How the scientist invested and won
Three years ago, we posed the question, How would a scientist construct a portfolio?. The results are in and the investment performance is as the scientist predicted.
In 2013 the CSIRO-Monash Superannuation Research Cluster released a paper Is fundamental indexation able to time the market? Evidence from the Dow Jones Industrial Average, concluded that equal weighting is the “highest performing” structure for a portfolio, better than market capitalisation and better than fundamental indexation.
The paper tested United States data for the years 1962 to 2009. United States data is used because this is the largest reliable data set available. The results are that investing $1 in 1962 would grow to:
- $100.86 in an equally weighted portfolio;
- $87.28 in a fundamental indexation portfolio; and only
- $59.04 in a market capitalisation portfolio.
Sophisticated models developed by such finance luminaries as Nobel Prize winning economist Eugene Fama and Robert Merton were used to determine the source of this outperformance. The conclusion is that equally weighting a portfolio outperforms market capitalisation because of three factors:
- higher exposure to smaller stocks rather than to bigger stocks;
- higher exposure to so-called ‘value stocks’, meaning those stocks with a high book-to-market ratio; and
better market timing.
- What the paper means by market timing is that equal weighting extracts more return when markets are rising and loses less when markets are falling.
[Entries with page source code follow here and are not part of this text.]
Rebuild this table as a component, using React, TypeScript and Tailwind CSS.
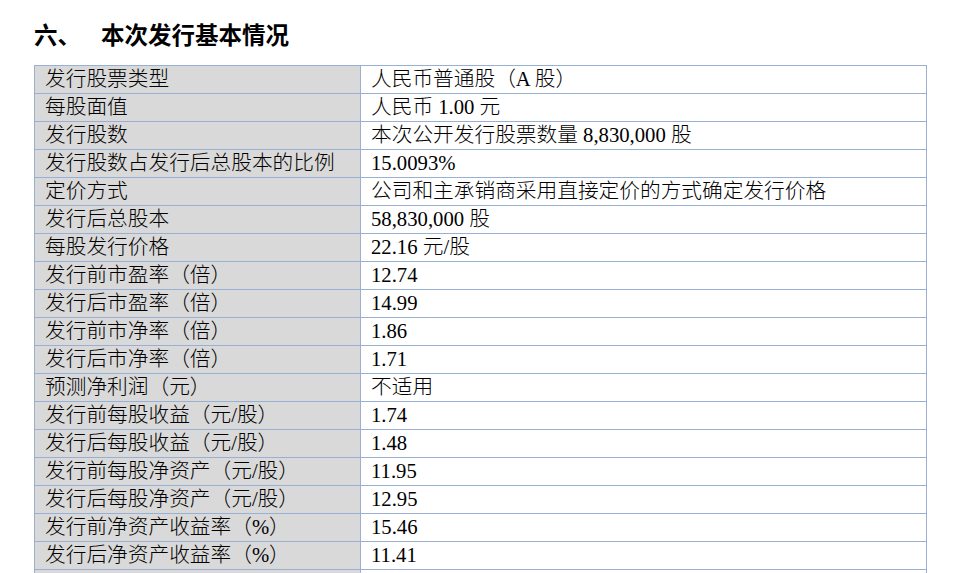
import React from 'react';

const rows: [string, string][] = [
    ['发行股票类型', '人民币普通股（A 股）'],
    ['每股面值', '人民币 1.00 元'],
    ['发行股数', '本次公开发行股票数量 8,830,000 股'],
    ['发行股数占发行后总股本的比例', '15.0093%'],
    ['定价方式', '公司和主承销商采用直接定价的方式确定发行价格'],
    ['发行后总股本', '58,830,000 股'],
    ['每股发行价格', '22.16 元/股'],
    ['发行前市盈率（倍）', '12.74'],
    ['发行后市盈率（倍）', '14.99'],
    ['发行前市净率（倍）', '1.86'],
    ['发行后市净率（倍）', '1.71'],
    ['预测净利润（元）', '不适用'],
    ['发行前每股收益（元/股）', '1.74'],
    ['发行后每股收益（元/股）', '1.48'],
    ['发行前每股净资产（元/股）', '11.95'],
    ['发行后每股净资产（元/股）', '12.95'],
    ['发行前净资产收益率（%）', '15.46'],
    ['发行后净资产收益率（%）', '11.41'],
];

export default function App() {
    return (
        <div
            className="w-[960px] h-[573px] overflow-hidden bg-white text-black"
            style={{ fontFamily: '"Liberation Serif", "Noto Sans CJK SC", serif' }}
        >
            <h2 className="flex items-center h-[30px] mt-[22px] pl-[34px] text-[23.5px] font-bold leading-none">
                <span className="w-[67px]">六、</span>
                <span>本次发行基本情况</span>
            </h2>

            <table className="ml-[34px] mt-[13px] w-[893px] border-collapse text-[20.7px] leading-none font-light">
                <tbody>
                    {rows.map(([label, value]) => (
                        <tr key={label} className="h-[28px]">
                            <td className="w-[326px] border-[1.5px] border-[#98b0d4] bg-[#d9d9d9] pl-[10px] p-0">
                                {label}
                            </td>
                            <td className="border-[1.5px] border-[#98b0d4] bg-white pl-[10px] p-0">{value}</td>
                        </tr>
                    ))}
                    <tr className="h-[28px]">
                        <td className="border-[1.5px] border-[#98b0d4] bg-[#d9d9d9] p-0"></td>
                        <td className="border-[1.5px] border-[#98b0d4] bg-white p-0"></td>
                    </tr>
                </tbody>
            </table>
        </div>
    );
}
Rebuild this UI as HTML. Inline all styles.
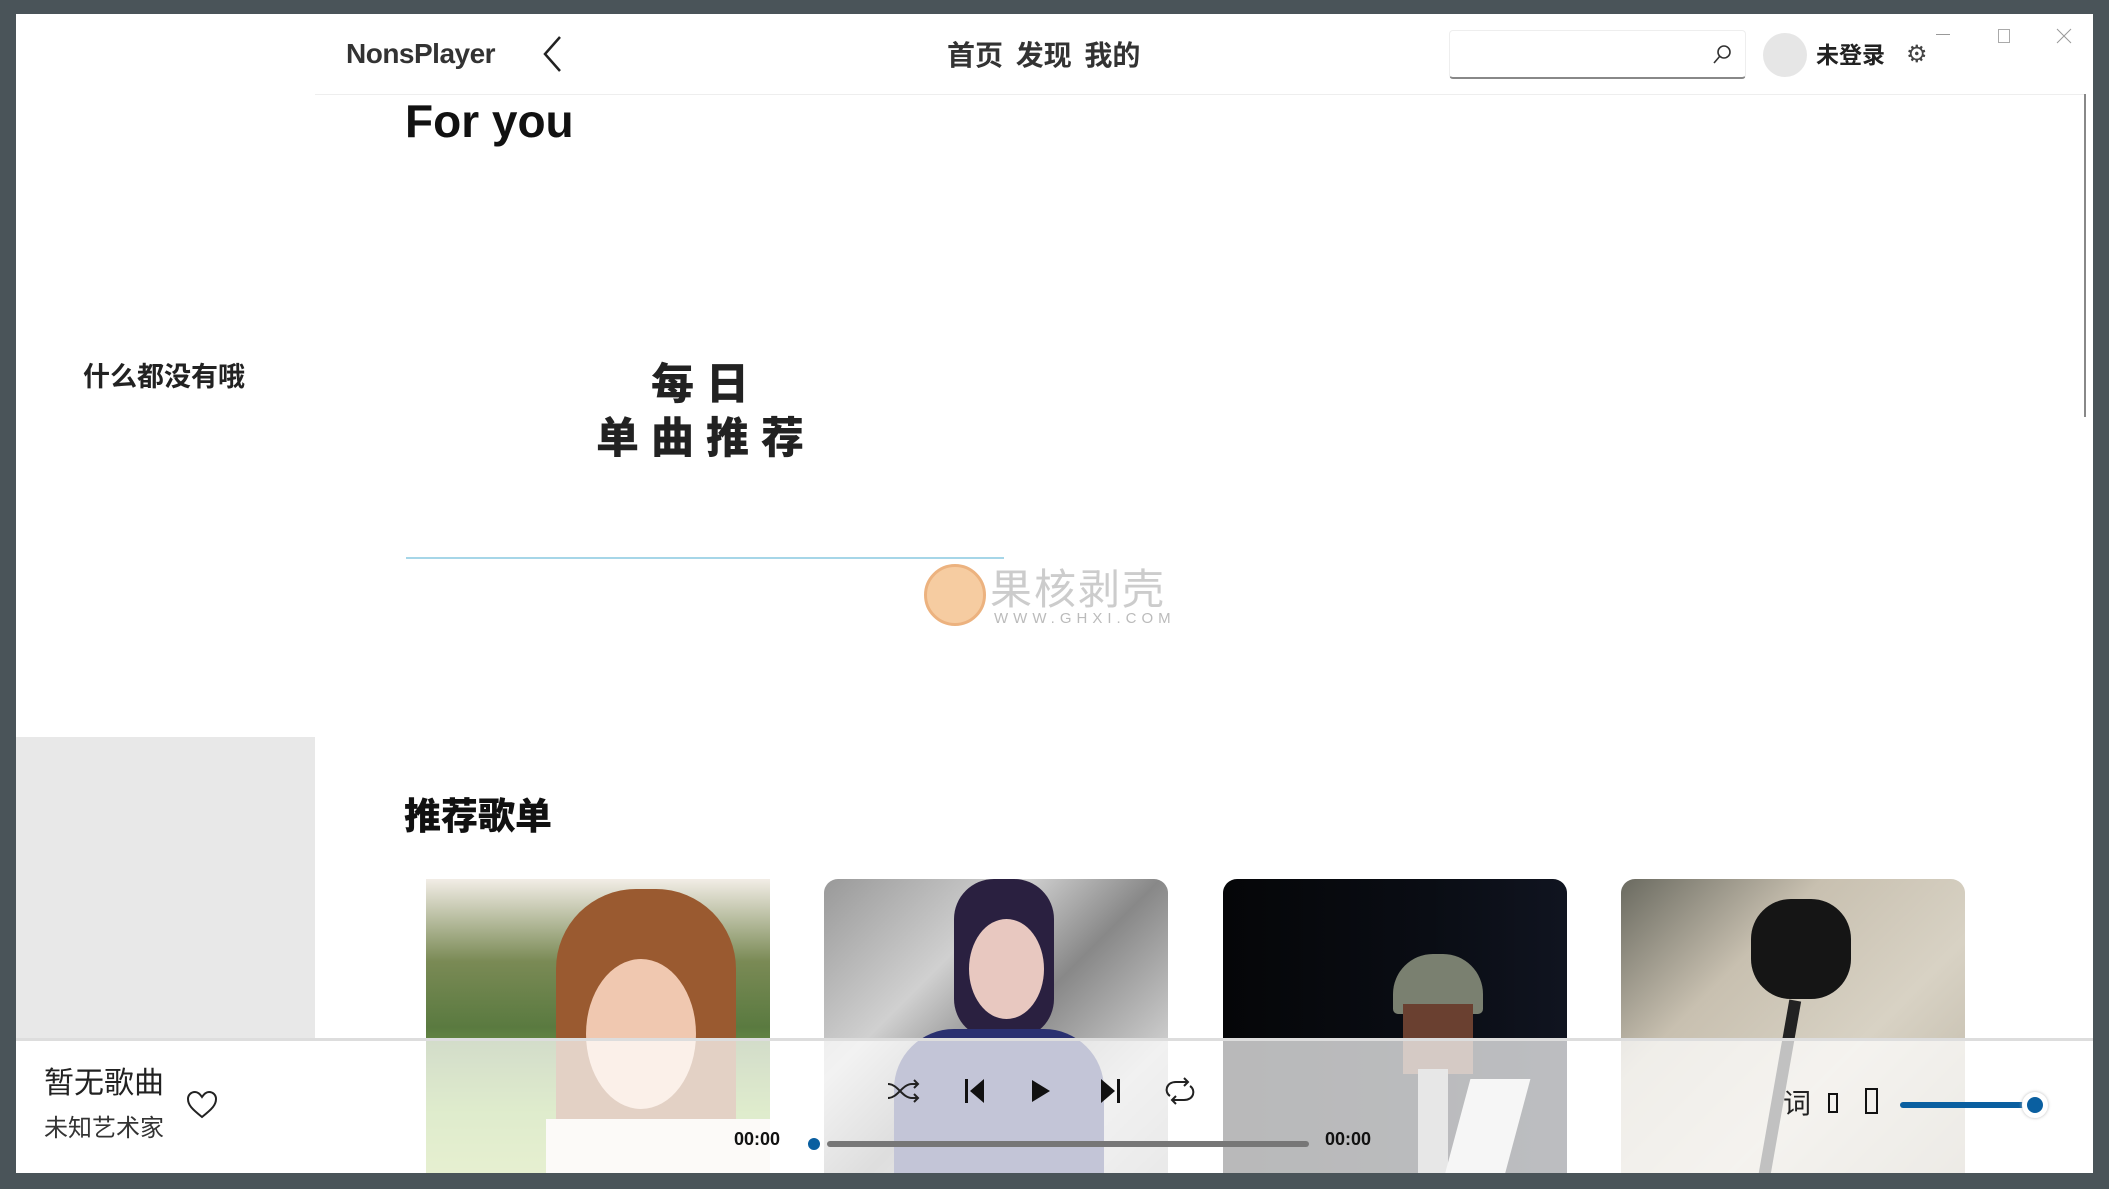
<!DOCTYPE html>
<html><head><meta charset="utf-8"><style>
*{margin:0;padding:0;box-sizing:border-box}
body{width:2109px;height:1189px;background:#4a5459;position:relative;overflow:hidden;font-family:"Liberation Sans","Noto Sans CJK SC",sans-serif;color:#111}
.win{position:absolute;left:16px;top:14px;width:2077px;height:1159px;background:#fff;overflow:hidden}
.a{position:absolute}
.cjk{font-family:"Noto Sans CJK SC",sans-serif;line-height:1}
.card{position:absolute;top:865px;width:344px;height:330px;border-radius:14px;overflow:hidden}
</style></head><body>
<div class="win">
  <div class="a" style="left:0;top:723px;width:299px;height:301px;background:#e8e8e8"></div>
  <div class="a cjk" style="left:67px;top:347px;font-size:27px;font-weight:700;color:#222">什么都没有哦</div>
  <div class="a" style="left:330px;top:24px;font-size:28px;font-weight:700;color:#333;letter-spacing:-0.5px">NonsPlayer</div>
  <svg class="a" style="left:524px;top:20px" width="24" height="40" viewBox="0 0 24 40"><path d="M20 3 L5 20 L20 37" fill="none" stroke="#222" stroke-width="2.5"/></svg>
  <div class="a cjk" style="left:931px;top:26px;font-size:28px;font-weight:700;color:#333">首页&nbsp; 发现&nbsp; 我的</div>
  <div class="a" style="left:299px;top:80px;width:1770px;height:1px;background:#eee"></div>
  <div class="a" style="left:1433px;top:16px;width:297px;height:49px;background:#fff;border:1px solid #eee;border-bottom:2px solid #888;border-radius:4px"></div>
  <svg class="a" style="left:1695px;top:30px" width="22" height="22" viewBox="0 0 22 22"><circle cx="13" cy="8" r="6" fill="none" stroke="#333" stroke-width="1.6"/><path d="M9 12 L3 19" stroke="#333" stroke-width="1.6"/></svg>
  <div class="a" style="left:1747px;top:19px;width:44px;height:44px;border-radius:50%;background:#e6e6e6"></div>
  <div class="a cjk" style="left:1800px;top:28px;font-size:23px;font-weight:700;color:#222">未登录</div>
  <div class="a" style="left:1890px;top:26px;font-size:24px;color:#444">⚙</div>
  <div class="a" style="left:1920px;top:20px;width:14px;height:1px;background:#999"></div>
  <div class="a" style="left:1982px;top:15px;width:12px;height:14px;border:1px solid #aaa"></div>
  <svg class="a" style="left:2040px;top:14px" width="16" height="16"><path d="M1 1 L15 15 M15 1 L1 15" stroke="#999" stroke-width="1"/></svg>
  <div class="a" style="left:2068px;top:80px;width:2px;height:323px;background:#888"></div>
  <div class="a" style="left:389px;top:80px;font-size:46px;font-weight:900;color:#111">For you</div>
  <div class="a" style="left:560px;top:340px;width:260px;text-align:center;font-family:'Noto Sans CJK SC',sans-serif;font-size:43px;font-weight:900;letter-spacing:12px;line-height:54px;color:#222">每日<br>单曲推荐</div>
  <div class="a" style="left:390px;top:543px;width:598px;height:2px;background:#a6d6e8"></div>
  <div class="a" style="left:908px;top:550px;width:62px;height:62px;border-radius:50%;background:#f5c08a;border:3px solid #e8a060;opacity:.8"></div>
  <div class="a cjk" style="left:974px;top:552px;font-size:42px;color:#ccc;letter-spacing:2px">果核剥壳</div>
  <div class="a" style="left:978px;top:596px;font-size:15px;color:#bbb;letter-spacing:5px">WWW.GHXI.COM</div>
  <div class="a cjk" style="left:388px;top:781px;font-size:37px;font-weight:900;color:#111">推荐歌单</div>
  <div class="card" style="left:410px;border-radius:0;background:linear-gradient(180deg,#f2ede6 0%,#7a8a55 25%,#5a7a40 45%,#8ab84a 70%,#b5d060 100%)">
    <div class="a" style="left:130px;top:10px;width:180px;height:330px;border-radius:80px 80px 0 0;background:#9a5a30"></div>
    <div class="a" style="left:160px;top:80px;width:110px;height:150px;border-radius:50%;background:#f0c8b0"></div>
    <div class="a" style="left:120px;top:240px;width:224px;height:100px;background:#f2ede4"></div>
  </div>
  <div class="card" style="left:808px;background:linear-gradient(135deg,#999 0%,#d0d0d0 30%,#888 50%,#ccc 75%,#aaa 100%)">
    <div class="a" style="left:130px;top:0;width:100px;height:160px;border-radius:40px;background:#2a2040"></div>
    <div class="a" style="left:145px;top:40px;width:75px;height:100px;border-radius:50%;background:#e8c8c0"></div>
    <div class="a" style="left:70px;top:150px;width:210px;height:180px;border-radius:60px 60px 0 0;background:#2a3070"></div>
  </div>
  <div class="card" style="left:1207px;background:linear-gradient(90deg,#050608,#0a0d14 60%,#101420)">
    <div class="a" style="left:170px;top:75px;width:90px;height:60px;border-radius:40px 40px 5px 5px;background:#7a8070"></div>
    <div class="a" style="left:180px;top:125px;width:70px;height:70px;background:#6a4030"></div>
    <div class="a" style="left:195px;top:190px;width:30px;height:140px;background:#aaa"></div>
    <div class="a" style="left:230px;top:200px;width:60px;height:130px;background:#ddd;transform:skewX(-15deg)"></div>
  </div>
  <div class="card" style="left:1605px;background:linear-gradient(135deg,#6a6a60,#c8c0b0 30%,#d8d2c4 60%,#b8b0a0)">
    <div class="a" style="left:130px;top:20px;width:100px;height:100px;border-radius:40%;background:#151515"></div>
    <div class="a" style="left:150px;top:120px;width:12px;height:210px;background:#222;transform:rotate(10deg)"></div>
  </div>
  <div class="a" style="left:0;top:1024px;width:2077px;height:135px;background:rgba(255,255,255,.72);border-top:3px solid #ddd"></div>
  <div class="a cjk" style="left:28px;top:1051px;font-size:30px;color:#222">暂无歌曲</div>
  <div class="a cjk" style="left:28px;top:1100px;font-size:24px;color:#333">未知艺术家</div>
  <svg class="a" style="left:170px;top:1076px" width="32" height="30" viewBox="0 0 32 30"><path d="M16 27 C6 19 2 15 2 9 C2 5 5 2 9 2 C12 2 14 4 16 7 C18 4 20 2 23 2 C27 2 30 5 30 9 C30 15 26 19 16 27Z" fill="none" stroke="#222" stroke-width="2"/></svg>
  <svg class="a" style="left:870px;top:1062px" width="320" height="30" viewBox="0 0 320 30">
    <g fill="none" stroke="#222" stroke-width="2"><path d="M2 8 C12 8 16 22 26 22 L32 22 M2 22 C12 22 16 8 26 8 L32 8 M28 4 L32 8 L28 12 M28 18 L32 22 L28 26"/></g>
    <rect x="79" y="3" width="3" height="24" fill="#111"/><path d="M98 3 L84 15 L98 27Z" fill="#111"/>
    <path d="M146 4 L164 15 L146 26Z" fill="#111"/>
    <path d="M215 3 L229 15 L215 27Z" fill="#111"/><rect x="231" y="3" width="3" height="24" fill="#111"/>
    <g fill="none" stroke="#222" stroke-width="2"><path d="M284 20 C278 16 280 6 290 6 L302 6 M298 2 L302 6 L298 10 M304 10 C310 14 308 24 298 24 L286 24 M290 20 L286 24 L290 28"/></g>
  </svg>
  <div class="a" style="left:718px;top:1115px;font-size:18px;font-weight:700;color:#111">00:00</div>
  <div class="a" style="left:811px;top:1127px;width:482px;height:6px;border-radius:3px;background:#777"></div>
  <div class="a" style="left:789px;top:1121px;width:18px;height:18px;border-radius:50%;background:#0a5fa0;border:3px solid #fff"></div>
  <div class="a" style="left:1309px;top:1115px;font-size:18px;font-weight:700;color:#111">00:00</div>
  <div class="a cjk" style="left:1767px;top:1074px;font-size:28px;color:#222">词</div>
  <div class="a" style="left:1812px;top:1079px;width:10px;height:20px;border:2px solid #111"></div>
  <div class="a" style="left:1849px;top:1074px;width:13px;height:26px;border:2px solid #111"></div>
  <div class="a" style="left:1884px;top:1088px;width:135px;height:6px;border-radius:3px;background:#0a5fa0"></div>
  <div class="a" style="left:2006px;top:1078px;width:26px;height:26px;border-radius:50%;background:#0a5fa0;border:5px solid #fff;box-shadow:0 0 3px #bbb"></div>
</div>
</body></html>
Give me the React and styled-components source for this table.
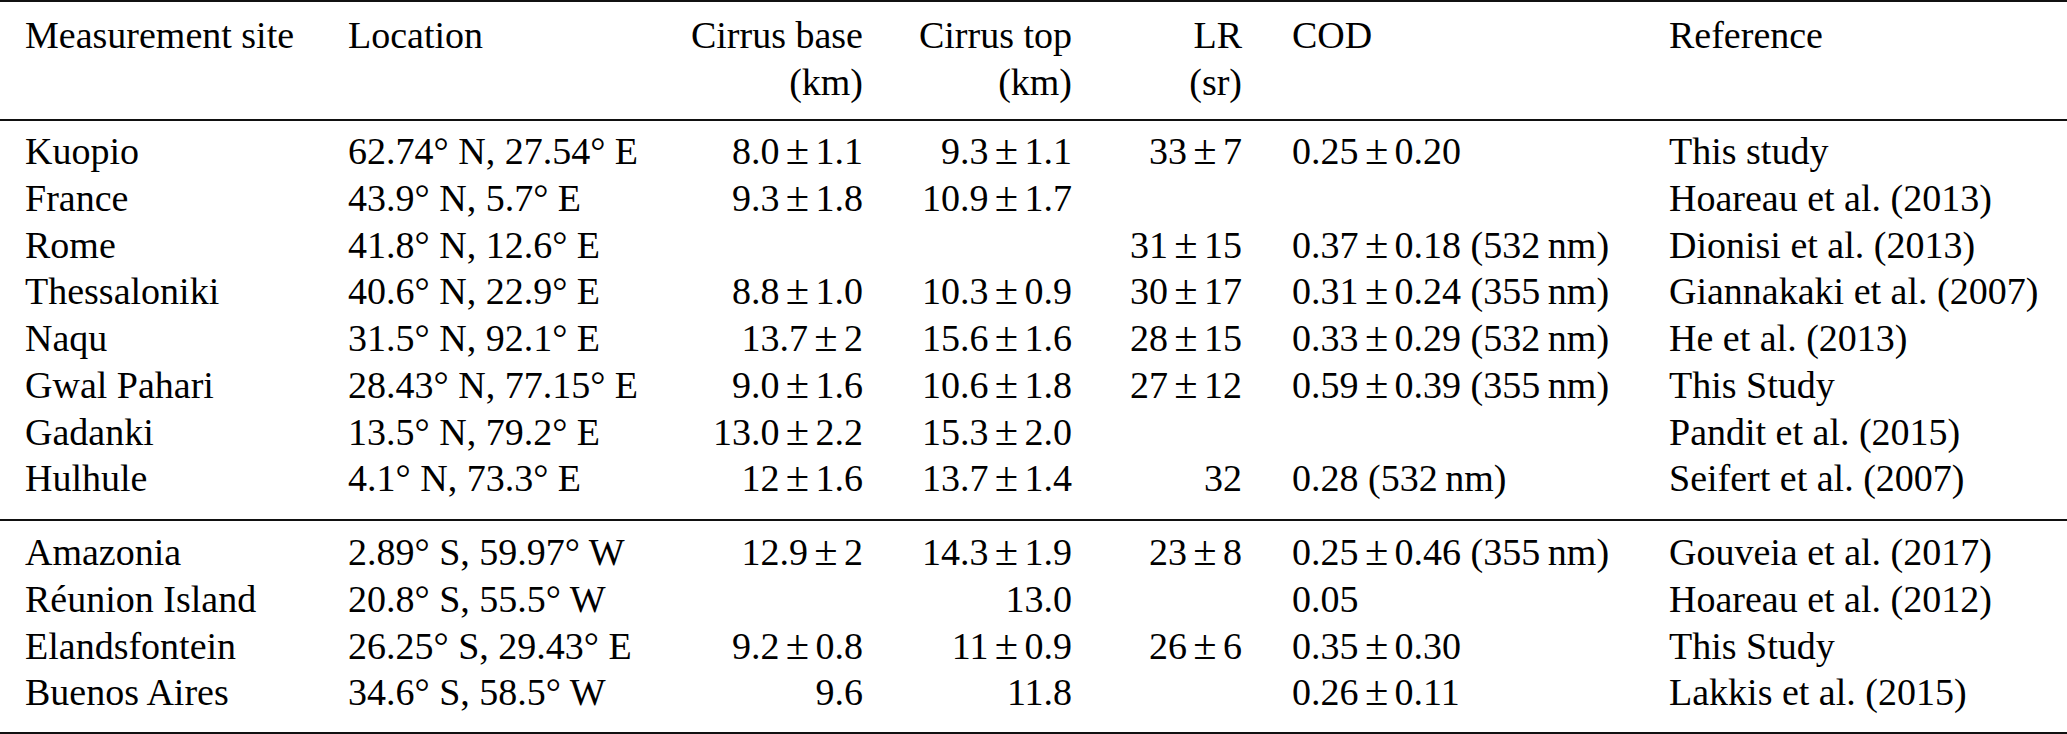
import React from "react";
import styled, { createGlobalStyle } from "styled-components";

const GlobalStyle = createGlobalStyle`
  html, body {
    margin: 0;
    padding: 0;
    background: #fff;
  }
`;

const Table = styled.div`
  width: 2067px;
  font-family: "Liberation Serif", "Times New Roman", serif;
  font-size: 38px;
  line-height: 46.75px;
  color: #000;
  border-top: 2px solid #111;
  border-bottom: 2px solid #111;
`;

const Section = styled.div`
  padding: ${(p) => p.$pad};
  border-bottom: ${(p) => (p.$rule ? "2px solid #111" : "none")};
`;

const Row = styled.div`
  display: grid;
  grid-template-columns: 323px 340px 225px 209px 170px 377px 423px;
`;

const Cell = styled.div`
  padding: 0 25px;
  white-space: nowrap;
  text-align: ${(p) => (p.$right ? "right" : "left")};
`;

const Pm = styled.span`
  font-size: 1.12em;
  line-height: 1;
  margin: 0 0.15em;
`;

const columns = [
  { label: ["Measurement site"] },
  { label: ["Location"] },
  { label: ["Cirrus base", "(km)"], right: true },
  { label: ["Cirrus top", "(km)"], right: true },
  { label: ["LR", "(sr)"], right: true },
  { label: ["COD"] },
  { label: ["Reference"] },
];

const north = [
  ["Kuopio", "62.74° N, 27.54° E", "8.0 ± 1.1", "9.3 ± 1.1", "33 ± 7", "0.25 ± 0.20", "This study"],
  ["France", "43.9° N, 5.7° E", "9.3 ± 1.8", "10.9 ± 1.7", "", "", "Hoareau et al. (2013)"],
  ["Rome", "41.8° N, 12.6° E", "", "", "31 ± 15", "0.37 ± 0.18 (532 nm)", "Dionisi et al. (2013)"],
  ["Thessaloniki", "40.6° N, 22.9° E", "8.8 ± 1.0", "10.3 ± 0.9", "30 ± 17", "0.31 ± 0.24 (355 nm)", "Giannakaki et al. (2007)"],
  ["Naqu", "31.5° N, 92.1° E", "13.7 ± 2", "15.6 ± 1.6", "28 ± 15", "0.33 ± 0.29 (532 nm)", "He et al. (2013)"],
  ["Gwal Pahari", "28.43° N, 77.15° E", "9.0 ± 1.6", "10.6 ± 1.8", "27 ± 12", "0.59 ± 0.39 (355 nm)", "This Study"],
  ["Gadanki", "13.5° N, 79.2° E", "13.0 ± 2.2", "15.3 ± 2.0", "", "", "Pandit et al. (2015)"],
  ["Hulhule", "4.1° N, 73.3° E", "12 ± 1.6", "13.7 ± 1.4", "32", "0.28 (532 nm)", "Seifert et al. (2007)"],
];

const south = [
  ["Amazonia", "2.89° S, 59.97° W", "12.9 ± 2", "14.3 ± 1.9", "23 ± 8", "0.25 ± 0.46 (355 nm)", "Gouveia et al. (2017)"],
  ["Réunion Island", "20.8° S, 55.5° W", "", "13.0", "", "0.05", "Hoareau et al. (2012)"],
  ["Elandsfontein", "26.25° S, 29.43° E", "9.2 ± 0.8", "11 ± 0.9", "26 ± 6", "0.35 ± 0.30", "This Study"],
  ["Buenos Aires", "34.6° S, 58.5° W", "9.6", "11.8", "", "0.26 ± 0.11", "Lakkis et al. (2015)"],
];

// "a ± b (532 nm)" -> tight math spacing round ± and a thin space before nm
function Value({ text }) {
  const parts = text.replace(" nm", "\u2009nm").split(" ± ");
  return (
    <>
      {parts.map((p, i) => (
        <React.Fragment key={i}>
          {i > 0 && <Pm>±</Pm>}
          {p}
        </React.Fragment>
      ))}
    </>
  );
}

function DataRows({ rows }) {
  return rows.map((r) => (
    <Row key={r[0]}>
      {r.map((v, i) => (
        <Cell key={i} $right={columns[i].right}>
          <Value text={v} />
        </Cell>
      ))}
    </Row>
  ));
}

export default function App() {
  return (
    <>
      <GlobalStyle />
      <Table>
        <Section $pad="10px 0 13.5px" $rule>
          <Row>
            {columns.map((c) => (
              <Cell key={c.label[0]} $right={c.right}>
                {c.label.map((l, i) => (
                  <div key={i}>{l}</div>
                ))}
              </Cell>
            ))}
          </Row>
        </Section>
        <Section $pad="7px 0 17px" $rule>
          <DataRows rows={north} />
        </Section>
        <Section $pad="8px 0 16px">
          <DataRows rows={south} />
        </Section>
      </Table>
    </>
  );
}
Intrigued by the results, the research cluster tested its finding further in a 2015 study, The Viability of Alternative Indexation when Including All Costs. The new paper assessed the viability of the same indexing methods as the previous study but took into account all transaction costs using different rebalancing frequencies, trade sizes and fund sizes. Different fund sizes were considered as execution shortfalls can result in performance issues. These are known as capacity constraints. For each of the three fund sizes – $500 million fund (small), $1 billion (medium) and $10 billion fund (large) – the equal weight strategy was the best performer in terms of geometric returns and Sharpe ratios.
The authors however did find that equal weight indexing was capacity constrained due to liquidity constraints. This criticism can be overcome with effective index design. The design of an equal weight index should apply liquidity and size filters so as to increase the capacity at which it can be traded.
Australia’s first and only Australian equity equal weight ETF, VanEck Vectors Australian Equal Weight ETF ( MVW) tracks the MVIS Australia Equal Weight Index. It includes only the largest and most traded ASX securities thereby avoiding capacity constraints.
MVW has recently had its third anniversary and consistent with the research it has outperformed the market capitalisation based S&P/ASX 200 Accumulation Index. It did so by an average of 3.86% p.a. over the three years to 31 March 2017 returning 11.39% p.a. compared to 7.53% p.a.
In the highly concentrated Australian equities market, equally weighting a portfolio has delivered investors significantly improved diversification and reduced stock and sector concentration.
MVW has proven equal weighting is well suited to the highly concentrated Australian equities market, with passive outperformance that cannot be ignored.